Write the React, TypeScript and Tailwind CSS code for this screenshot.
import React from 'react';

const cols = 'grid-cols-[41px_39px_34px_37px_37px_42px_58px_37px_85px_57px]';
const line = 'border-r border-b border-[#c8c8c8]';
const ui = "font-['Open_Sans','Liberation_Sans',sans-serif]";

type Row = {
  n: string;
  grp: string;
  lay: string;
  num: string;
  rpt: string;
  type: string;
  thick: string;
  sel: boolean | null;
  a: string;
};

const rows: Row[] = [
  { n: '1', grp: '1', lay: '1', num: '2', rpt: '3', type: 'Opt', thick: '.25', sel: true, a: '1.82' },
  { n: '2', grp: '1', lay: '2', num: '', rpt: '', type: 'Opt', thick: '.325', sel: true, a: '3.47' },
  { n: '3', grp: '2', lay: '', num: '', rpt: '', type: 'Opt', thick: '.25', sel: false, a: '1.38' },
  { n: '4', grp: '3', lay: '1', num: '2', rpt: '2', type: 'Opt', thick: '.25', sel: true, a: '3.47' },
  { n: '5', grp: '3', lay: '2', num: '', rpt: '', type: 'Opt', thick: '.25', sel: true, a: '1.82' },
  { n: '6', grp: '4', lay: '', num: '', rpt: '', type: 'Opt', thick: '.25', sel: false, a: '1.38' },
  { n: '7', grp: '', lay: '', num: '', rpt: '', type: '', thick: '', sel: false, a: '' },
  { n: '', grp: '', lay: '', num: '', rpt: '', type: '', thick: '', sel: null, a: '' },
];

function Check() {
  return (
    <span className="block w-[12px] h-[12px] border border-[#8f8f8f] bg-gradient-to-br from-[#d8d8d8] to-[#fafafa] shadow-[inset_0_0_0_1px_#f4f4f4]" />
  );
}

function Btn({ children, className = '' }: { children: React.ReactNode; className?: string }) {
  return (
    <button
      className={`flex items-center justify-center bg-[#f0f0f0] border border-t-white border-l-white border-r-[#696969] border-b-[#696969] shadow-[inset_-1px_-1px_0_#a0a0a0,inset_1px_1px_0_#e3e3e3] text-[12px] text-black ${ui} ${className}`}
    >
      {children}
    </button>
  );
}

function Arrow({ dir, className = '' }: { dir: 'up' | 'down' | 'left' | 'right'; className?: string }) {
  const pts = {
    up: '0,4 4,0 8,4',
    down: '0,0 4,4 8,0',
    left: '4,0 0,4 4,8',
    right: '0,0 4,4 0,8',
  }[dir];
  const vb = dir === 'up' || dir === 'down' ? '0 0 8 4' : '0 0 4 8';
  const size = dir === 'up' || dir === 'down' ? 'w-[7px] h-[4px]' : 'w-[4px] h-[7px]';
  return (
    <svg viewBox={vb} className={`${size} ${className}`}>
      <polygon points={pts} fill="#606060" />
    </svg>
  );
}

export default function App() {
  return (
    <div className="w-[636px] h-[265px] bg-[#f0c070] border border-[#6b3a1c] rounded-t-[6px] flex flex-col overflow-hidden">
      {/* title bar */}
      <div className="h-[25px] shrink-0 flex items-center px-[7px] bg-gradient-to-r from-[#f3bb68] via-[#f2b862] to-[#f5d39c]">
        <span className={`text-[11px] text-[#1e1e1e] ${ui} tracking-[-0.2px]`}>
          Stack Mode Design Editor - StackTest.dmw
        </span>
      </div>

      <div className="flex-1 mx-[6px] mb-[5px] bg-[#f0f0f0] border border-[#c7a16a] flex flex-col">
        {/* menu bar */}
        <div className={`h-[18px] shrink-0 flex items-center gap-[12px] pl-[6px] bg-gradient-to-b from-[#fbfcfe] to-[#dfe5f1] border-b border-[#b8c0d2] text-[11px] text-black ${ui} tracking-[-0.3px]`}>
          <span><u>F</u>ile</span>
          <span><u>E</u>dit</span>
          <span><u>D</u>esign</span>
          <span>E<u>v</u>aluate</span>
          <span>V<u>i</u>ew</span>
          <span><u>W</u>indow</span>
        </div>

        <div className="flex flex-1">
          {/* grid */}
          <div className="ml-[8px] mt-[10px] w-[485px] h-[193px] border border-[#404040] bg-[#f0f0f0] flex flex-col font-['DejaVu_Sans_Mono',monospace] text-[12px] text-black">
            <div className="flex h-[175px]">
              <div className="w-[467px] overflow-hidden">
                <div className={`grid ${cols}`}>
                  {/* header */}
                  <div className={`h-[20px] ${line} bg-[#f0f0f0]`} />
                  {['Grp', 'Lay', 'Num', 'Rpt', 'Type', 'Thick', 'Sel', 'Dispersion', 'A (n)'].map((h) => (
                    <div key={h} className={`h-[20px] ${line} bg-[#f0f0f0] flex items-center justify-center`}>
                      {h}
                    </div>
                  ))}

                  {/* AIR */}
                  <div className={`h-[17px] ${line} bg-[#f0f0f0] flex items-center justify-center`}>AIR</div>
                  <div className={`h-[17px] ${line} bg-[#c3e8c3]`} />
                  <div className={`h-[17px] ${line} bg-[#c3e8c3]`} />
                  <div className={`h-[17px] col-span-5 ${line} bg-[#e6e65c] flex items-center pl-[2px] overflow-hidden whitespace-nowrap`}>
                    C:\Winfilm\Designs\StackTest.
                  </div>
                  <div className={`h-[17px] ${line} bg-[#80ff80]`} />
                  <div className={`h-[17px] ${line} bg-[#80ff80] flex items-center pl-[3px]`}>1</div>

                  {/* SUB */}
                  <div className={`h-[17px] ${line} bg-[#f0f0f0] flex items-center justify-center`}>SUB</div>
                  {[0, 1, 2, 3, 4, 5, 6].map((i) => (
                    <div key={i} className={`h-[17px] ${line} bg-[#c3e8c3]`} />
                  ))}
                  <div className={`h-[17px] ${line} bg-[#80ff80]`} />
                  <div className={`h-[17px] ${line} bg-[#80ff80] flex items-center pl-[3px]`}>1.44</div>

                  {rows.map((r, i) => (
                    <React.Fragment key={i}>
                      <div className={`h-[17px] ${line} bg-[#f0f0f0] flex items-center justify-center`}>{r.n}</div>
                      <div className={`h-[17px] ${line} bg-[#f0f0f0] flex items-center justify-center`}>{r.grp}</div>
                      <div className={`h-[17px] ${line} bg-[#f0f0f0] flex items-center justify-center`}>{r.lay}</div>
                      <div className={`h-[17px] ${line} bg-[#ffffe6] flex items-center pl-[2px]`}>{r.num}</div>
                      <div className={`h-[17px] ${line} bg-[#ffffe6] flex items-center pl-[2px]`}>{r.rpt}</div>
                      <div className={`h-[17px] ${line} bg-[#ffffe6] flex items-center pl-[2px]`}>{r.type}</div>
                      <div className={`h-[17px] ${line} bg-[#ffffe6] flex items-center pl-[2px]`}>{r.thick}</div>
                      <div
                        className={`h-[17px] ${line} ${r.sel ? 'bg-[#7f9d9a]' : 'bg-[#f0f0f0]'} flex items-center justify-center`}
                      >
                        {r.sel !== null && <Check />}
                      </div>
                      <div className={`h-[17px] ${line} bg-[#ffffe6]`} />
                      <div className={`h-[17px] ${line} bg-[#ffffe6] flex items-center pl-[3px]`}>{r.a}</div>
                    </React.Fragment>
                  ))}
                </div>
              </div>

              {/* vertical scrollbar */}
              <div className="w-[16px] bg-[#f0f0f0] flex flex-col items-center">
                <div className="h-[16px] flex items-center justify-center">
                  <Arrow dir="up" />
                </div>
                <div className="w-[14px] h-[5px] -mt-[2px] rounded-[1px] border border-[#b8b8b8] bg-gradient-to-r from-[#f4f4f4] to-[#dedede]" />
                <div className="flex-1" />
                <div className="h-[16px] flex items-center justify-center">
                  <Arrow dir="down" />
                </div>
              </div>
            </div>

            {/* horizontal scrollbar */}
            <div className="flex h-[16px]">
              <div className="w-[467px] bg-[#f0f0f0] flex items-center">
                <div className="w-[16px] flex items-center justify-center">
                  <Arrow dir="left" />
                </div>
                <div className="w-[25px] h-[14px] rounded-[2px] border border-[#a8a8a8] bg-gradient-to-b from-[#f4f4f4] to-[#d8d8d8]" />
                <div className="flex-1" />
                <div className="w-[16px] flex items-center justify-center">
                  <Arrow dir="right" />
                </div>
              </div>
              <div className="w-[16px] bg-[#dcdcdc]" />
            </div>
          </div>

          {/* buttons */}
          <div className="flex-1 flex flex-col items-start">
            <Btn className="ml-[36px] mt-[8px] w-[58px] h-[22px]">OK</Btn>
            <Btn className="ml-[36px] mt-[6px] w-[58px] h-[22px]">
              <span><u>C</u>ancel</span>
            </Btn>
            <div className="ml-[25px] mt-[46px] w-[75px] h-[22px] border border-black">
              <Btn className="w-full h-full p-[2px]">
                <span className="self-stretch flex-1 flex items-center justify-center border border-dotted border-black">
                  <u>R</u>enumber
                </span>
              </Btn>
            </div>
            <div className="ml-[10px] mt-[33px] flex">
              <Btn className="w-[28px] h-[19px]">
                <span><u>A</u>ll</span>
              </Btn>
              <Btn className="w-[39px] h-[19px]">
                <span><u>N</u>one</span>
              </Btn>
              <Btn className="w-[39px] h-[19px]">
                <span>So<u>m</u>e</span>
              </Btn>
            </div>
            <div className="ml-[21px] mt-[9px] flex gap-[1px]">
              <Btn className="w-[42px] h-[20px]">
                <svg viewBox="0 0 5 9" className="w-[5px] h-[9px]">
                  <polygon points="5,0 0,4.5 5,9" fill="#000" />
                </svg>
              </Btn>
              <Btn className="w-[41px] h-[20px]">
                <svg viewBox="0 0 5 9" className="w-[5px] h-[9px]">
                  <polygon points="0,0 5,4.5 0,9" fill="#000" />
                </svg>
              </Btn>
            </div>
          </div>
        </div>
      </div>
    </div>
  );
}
——————————
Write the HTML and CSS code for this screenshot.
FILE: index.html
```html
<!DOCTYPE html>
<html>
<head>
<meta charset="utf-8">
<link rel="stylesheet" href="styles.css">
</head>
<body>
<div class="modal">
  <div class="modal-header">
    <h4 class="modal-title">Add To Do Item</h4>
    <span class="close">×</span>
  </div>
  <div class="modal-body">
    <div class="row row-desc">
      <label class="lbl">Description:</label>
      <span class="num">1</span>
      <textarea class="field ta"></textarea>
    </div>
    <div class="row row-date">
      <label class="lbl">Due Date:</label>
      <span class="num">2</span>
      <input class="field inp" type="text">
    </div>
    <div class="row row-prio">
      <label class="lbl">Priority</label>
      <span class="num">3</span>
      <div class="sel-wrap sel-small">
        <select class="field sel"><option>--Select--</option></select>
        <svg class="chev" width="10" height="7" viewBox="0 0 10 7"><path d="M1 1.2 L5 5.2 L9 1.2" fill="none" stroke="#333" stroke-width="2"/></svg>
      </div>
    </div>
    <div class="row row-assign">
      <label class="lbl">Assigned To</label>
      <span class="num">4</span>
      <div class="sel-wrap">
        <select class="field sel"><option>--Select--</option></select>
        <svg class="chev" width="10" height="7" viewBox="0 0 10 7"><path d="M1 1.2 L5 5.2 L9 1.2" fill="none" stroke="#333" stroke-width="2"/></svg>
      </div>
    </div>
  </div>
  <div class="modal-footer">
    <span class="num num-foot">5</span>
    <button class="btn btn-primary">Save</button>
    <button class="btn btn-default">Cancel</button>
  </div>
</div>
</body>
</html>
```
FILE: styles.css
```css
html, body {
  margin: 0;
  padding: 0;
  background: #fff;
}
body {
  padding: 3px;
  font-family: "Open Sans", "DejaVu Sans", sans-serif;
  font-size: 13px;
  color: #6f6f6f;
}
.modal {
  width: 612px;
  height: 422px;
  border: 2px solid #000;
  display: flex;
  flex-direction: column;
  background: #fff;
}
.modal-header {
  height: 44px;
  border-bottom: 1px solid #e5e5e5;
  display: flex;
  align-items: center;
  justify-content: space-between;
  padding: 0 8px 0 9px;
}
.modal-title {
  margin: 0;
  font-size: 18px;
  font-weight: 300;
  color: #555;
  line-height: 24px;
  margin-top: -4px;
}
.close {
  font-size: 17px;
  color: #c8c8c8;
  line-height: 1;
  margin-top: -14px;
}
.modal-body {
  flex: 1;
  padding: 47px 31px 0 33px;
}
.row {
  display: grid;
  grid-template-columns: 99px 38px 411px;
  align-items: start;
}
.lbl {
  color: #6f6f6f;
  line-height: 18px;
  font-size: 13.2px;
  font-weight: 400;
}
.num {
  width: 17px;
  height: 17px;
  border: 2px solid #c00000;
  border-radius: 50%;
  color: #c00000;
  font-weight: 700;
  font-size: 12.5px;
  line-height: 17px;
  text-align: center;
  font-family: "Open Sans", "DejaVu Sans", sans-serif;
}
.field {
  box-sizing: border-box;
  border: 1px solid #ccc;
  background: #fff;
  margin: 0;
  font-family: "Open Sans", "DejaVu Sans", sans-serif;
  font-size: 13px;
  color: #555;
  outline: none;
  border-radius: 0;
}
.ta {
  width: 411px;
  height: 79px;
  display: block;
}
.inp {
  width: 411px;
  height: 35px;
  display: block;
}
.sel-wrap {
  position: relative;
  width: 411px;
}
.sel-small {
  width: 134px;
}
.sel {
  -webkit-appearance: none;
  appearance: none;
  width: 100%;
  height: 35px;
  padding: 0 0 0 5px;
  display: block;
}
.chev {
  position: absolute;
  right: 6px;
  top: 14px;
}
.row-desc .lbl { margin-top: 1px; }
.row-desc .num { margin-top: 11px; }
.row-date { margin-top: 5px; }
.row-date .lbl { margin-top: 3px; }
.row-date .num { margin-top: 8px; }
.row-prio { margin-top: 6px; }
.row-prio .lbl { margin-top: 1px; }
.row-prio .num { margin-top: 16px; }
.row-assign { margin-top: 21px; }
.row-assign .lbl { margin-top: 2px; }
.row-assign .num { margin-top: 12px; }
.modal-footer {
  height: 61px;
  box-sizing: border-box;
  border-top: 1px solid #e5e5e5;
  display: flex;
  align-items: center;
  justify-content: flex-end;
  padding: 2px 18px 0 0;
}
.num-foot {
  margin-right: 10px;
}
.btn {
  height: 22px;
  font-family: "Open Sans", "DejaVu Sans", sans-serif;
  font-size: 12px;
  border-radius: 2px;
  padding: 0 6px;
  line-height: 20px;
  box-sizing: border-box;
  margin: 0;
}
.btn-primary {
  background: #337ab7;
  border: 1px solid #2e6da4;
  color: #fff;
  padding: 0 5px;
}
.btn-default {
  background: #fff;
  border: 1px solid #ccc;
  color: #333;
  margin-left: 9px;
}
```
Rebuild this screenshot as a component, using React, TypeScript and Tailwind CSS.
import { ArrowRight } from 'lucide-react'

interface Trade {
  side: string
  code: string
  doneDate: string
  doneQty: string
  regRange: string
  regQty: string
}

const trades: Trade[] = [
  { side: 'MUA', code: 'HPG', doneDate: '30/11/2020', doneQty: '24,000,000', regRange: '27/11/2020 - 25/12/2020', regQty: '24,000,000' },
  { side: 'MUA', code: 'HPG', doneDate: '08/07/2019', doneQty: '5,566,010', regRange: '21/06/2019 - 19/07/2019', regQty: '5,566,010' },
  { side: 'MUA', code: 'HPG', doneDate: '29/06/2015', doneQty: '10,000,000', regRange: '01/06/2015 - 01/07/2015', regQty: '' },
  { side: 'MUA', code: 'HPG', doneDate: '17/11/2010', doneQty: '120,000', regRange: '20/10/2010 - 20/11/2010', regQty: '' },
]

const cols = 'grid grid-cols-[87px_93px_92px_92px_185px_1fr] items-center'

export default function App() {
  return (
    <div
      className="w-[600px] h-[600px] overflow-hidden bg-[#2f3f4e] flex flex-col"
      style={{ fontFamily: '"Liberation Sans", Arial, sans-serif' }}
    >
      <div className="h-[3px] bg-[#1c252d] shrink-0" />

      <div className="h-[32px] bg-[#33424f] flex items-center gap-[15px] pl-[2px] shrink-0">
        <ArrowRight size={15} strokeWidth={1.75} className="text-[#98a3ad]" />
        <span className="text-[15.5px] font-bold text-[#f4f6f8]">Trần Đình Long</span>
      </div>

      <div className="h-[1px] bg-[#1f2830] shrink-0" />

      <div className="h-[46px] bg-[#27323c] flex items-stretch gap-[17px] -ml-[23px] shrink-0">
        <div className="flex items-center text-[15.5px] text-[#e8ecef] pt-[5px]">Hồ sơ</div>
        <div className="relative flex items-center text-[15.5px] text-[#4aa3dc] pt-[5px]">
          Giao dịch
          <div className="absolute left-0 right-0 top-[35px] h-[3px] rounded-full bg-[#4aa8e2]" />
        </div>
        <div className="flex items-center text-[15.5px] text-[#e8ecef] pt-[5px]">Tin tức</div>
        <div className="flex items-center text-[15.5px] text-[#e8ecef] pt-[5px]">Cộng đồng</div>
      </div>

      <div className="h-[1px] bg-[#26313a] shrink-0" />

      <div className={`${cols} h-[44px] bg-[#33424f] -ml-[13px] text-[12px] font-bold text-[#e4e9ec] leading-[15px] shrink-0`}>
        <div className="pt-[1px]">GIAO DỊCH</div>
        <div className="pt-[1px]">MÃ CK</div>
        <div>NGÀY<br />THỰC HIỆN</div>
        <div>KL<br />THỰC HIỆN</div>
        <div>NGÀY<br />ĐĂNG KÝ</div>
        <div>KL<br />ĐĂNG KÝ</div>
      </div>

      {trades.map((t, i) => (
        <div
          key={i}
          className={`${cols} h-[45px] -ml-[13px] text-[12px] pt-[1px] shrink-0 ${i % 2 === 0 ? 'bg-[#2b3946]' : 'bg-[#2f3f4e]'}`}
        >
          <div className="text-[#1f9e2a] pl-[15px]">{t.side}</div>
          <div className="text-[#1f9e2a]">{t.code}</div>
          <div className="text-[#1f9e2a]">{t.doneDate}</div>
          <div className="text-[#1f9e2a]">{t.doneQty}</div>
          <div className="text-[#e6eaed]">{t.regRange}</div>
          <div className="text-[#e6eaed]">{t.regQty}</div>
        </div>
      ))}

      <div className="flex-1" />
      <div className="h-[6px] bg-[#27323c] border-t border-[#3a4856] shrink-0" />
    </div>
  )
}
——————————
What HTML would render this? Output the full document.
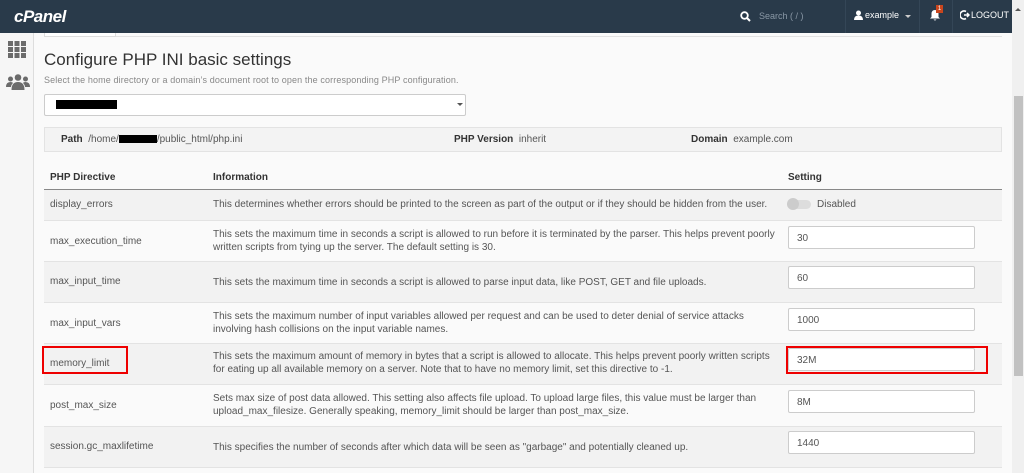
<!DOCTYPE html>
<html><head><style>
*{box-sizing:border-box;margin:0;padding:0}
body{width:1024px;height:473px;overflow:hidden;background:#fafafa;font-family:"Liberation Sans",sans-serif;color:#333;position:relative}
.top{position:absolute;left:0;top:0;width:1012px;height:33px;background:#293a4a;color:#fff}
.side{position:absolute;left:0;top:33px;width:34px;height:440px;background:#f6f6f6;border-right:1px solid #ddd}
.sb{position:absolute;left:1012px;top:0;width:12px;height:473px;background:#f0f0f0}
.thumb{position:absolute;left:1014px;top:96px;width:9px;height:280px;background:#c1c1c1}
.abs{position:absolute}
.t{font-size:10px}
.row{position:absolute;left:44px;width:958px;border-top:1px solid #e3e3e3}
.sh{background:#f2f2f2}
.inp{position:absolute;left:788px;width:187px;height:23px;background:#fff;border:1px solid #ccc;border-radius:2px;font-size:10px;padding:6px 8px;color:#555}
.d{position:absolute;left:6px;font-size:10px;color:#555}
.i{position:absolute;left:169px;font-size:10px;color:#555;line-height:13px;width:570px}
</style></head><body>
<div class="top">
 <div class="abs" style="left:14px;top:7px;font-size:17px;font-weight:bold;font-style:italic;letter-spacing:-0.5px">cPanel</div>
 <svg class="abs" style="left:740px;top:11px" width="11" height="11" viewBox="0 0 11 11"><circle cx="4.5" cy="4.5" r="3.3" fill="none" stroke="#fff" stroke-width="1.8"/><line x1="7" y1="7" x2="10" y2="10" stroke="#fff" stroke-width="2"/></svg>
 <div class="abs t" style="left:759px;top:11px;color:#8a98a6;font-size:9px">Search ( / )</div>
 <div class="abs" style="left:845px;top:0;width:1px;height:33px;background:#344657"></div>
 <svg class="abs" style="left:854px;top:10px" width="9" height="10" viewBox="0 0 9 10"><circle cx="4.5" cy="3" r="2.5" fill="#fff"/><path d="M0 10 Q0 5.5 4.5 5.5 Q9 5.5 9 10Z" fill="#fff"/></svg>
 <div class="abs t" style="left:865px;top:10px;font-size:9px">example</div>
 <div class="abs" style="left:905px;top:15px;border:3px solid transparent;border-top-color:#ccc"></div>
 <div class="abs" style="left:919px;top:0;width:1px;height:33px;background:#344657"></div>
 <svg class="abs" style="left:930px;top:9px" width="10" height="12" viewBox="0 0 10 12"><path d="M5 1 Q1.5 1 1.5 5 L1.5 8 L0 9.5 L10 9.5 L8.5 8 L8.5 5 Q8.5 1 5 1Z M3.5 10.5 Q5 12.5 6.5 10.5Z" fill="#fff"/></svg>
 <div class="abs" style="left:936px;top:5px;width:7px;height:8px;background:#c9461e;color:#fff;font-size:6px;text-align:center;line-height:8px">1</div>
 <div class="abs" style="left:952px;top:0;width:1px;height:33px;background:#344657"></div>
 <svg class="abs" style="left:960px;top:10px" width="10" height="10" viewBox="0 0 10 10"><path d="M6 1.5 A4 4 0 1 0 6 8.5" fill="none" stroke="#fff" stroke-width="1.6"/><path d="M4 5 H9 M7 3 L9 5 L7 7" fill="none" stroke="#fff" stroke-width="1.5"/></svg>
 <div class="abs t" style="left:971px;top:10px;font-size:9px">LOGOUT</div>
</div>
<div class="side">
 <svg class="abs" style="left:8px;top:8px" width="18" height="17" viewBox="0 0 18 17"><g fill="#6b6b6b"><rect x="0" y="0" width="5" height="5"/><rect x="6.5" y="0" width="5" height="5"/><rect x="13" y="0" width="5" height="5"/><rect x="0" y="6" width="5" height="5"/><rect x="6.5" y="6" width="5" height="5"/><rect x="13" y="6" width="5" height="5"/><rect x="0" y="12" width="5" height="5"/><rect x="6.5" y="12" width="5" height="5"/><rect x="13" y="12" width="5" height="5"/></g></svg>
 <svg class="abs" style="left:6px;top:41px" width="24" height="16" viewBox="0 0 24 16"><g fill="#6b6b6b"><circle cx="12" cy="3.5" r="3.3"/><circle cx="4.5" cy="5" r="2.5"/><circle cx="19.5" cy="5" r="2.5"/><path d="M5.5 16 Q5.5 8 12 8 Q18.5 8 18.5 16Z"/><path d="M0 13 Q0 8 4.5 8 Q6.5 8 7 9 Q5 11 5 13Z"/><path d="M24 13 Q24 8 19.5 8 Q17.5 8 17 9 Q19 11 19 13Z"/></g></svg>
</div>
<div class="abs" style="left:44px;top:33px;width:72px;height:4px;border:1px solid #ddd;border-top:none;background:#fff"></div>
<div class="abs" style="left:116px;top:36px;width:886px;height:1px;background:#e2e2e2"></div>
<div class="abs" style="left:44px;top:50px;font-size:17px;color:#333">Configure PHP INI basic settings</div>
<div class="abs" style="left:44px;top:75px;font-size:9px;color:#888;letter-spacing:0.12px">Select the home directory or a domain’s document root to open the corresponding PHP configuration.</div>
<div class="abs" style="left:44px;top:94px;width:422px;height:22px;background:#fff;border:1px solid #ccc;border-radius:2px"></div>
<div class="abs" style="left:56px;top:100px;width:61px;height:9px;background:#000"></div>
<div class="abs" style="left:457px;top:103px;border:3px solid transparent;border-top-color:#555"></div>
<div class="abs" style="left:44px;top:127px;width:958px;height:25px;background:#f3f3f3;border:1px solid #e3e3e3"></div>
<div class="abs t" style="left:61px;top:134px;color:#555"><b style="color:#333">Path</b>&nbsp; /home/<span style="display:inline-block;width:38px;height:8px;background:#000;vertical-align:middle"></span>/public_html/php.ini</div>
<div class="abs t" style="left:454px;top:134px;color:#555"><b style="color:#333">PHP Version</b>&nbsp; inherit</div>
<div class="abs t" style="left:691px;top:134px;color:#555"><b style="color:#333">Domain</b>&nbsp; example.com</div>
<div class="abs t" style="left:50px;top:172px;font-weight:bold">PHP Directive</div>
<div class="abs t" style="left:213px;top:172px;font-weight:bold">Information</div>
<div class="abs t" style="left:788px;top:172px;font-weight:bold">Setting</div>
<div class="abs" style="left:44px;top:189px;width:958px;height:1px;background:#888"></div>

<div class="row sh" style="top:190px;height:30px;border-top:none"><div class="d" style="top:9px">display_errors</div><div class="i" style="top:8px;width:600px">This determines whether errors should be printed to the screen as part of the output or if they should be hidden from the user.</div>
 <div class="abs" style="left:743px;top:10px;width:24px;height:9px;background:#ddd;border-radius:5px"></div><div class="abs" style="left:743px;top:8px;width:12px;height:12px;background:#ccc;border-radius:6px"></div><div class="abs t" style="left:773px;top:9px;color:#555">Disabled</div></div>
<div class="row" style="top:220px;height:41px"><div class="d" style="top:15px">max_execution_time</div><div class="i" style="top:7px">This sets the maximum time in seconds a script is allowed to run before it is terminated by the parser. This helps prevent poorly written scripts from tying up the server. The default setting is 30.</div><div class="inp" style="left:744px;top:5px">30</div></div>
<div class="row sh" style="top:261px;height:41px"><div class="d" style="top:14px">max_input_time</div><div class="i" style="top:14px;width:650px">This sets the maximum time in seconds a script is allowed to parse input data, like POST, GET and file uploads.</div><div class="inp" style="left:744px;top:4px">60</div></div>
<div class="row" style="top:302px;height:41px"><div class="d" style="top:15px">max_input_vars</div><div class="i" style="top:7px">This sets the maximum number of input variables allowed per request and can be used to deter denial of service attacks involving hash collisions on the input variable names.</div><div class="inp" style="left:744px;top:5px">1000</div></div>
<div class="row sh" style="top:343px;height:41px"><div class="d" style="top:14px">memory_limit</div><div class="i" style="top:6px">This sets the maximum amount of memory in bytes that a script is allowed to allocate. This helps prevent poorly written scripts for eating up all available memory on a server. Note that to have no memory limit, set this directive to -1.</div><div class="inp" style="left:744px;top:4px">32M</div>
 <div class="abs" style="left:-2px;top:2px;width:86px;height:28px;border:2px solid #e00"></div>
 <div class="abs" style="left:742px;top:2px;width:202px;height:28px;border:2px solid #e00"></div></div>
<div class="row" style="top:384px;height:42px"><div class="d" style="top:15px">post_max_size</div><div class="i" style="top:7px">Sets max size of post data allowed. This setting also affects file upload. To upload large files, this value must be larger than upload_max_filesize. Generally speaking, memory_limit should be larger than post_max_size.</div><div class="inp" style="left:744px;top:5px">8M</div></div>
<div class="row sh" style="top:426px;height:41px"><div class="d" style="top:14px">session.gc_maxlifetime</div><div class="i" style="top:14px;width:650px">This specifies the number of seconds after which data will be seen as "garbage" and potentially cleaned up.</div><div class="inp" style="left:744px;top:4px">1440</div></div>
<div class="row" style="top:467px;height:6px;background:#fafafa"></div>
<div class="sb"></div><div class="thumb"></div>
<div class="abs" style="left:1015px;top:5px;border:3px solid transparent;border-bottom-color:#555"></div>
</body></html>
——————————
§ EXERCISE PROMPT
Isolate the lines above that contain the word "Tailwind" and copy them.

§ TASK RESULT
Write the React, TypeScript and Tailwind CSS code for this screenshot.
Rebuild this screenshot as a component, using React, TypeScript and Tailwind CSS.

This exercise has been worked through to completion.